And here’s to you, Ms Tessie Camilleri: the University of Malta’s first ever female graduate, who matriculated with a degree in literature in 1922, and who has just had a campus walkway named in her honour.
Ms Camilleri was one of a pair of young women who enrolled in separate courses – Arts and Medicine – at the University of Malta in October 1919. The other was Blanche Huber, who went on to become a successful doctor in her own right, and who already has a street named after her in Sliema.
As the Arts course was (and still is) shorter than Medicine, Tessie Camilleri beat her friend and fellow student to the position of first-ever female graduate by two years.
On 2 May 1922, The Daily Malta Chronicle took note of Camilleri’s graduation:
“Miss Camilleri has greatly distinguished herself in the Course of Literature, revealing intellectual endowments and attainments of no mean order, and we heartily congratulate her on her well-deserved success which has gained for her the distinction of being the first lady graduate of the University of Malta.”

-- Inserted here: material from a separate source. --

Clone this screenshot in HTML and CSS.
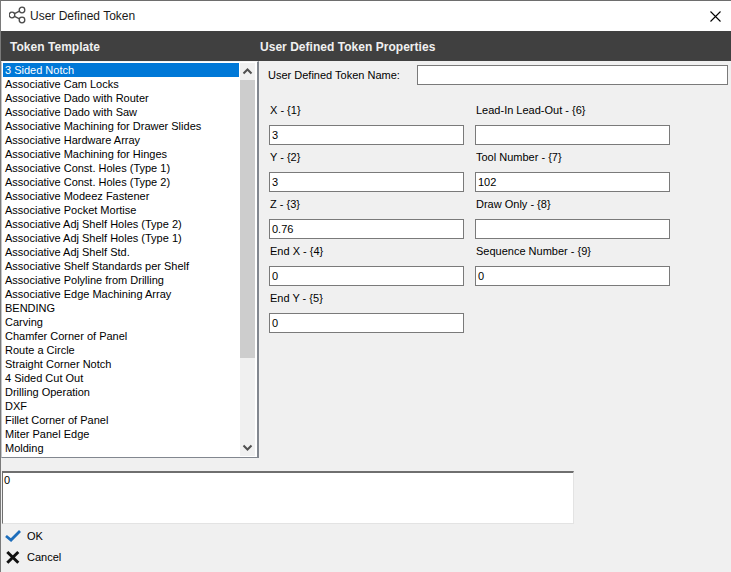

Tessie Camilleri was born on 6 January, 1901, into what can be described as a family of female achievers. Her aunt, Giulia Camilleri, was an inspector of schools, while three other aunts ran a respected private school in Valletta.
Shortly after her graduation, she married Mr Edgar Staines, who worked in the Administration of the University, and had four children in quick succession. She died on 2 October 1930, aged only 29.
The naming of the walkway – Vjal Tessie Camilleri, opposite the old university gateway by the side of Student House – was one of a number of events to commemorate Foundation Day.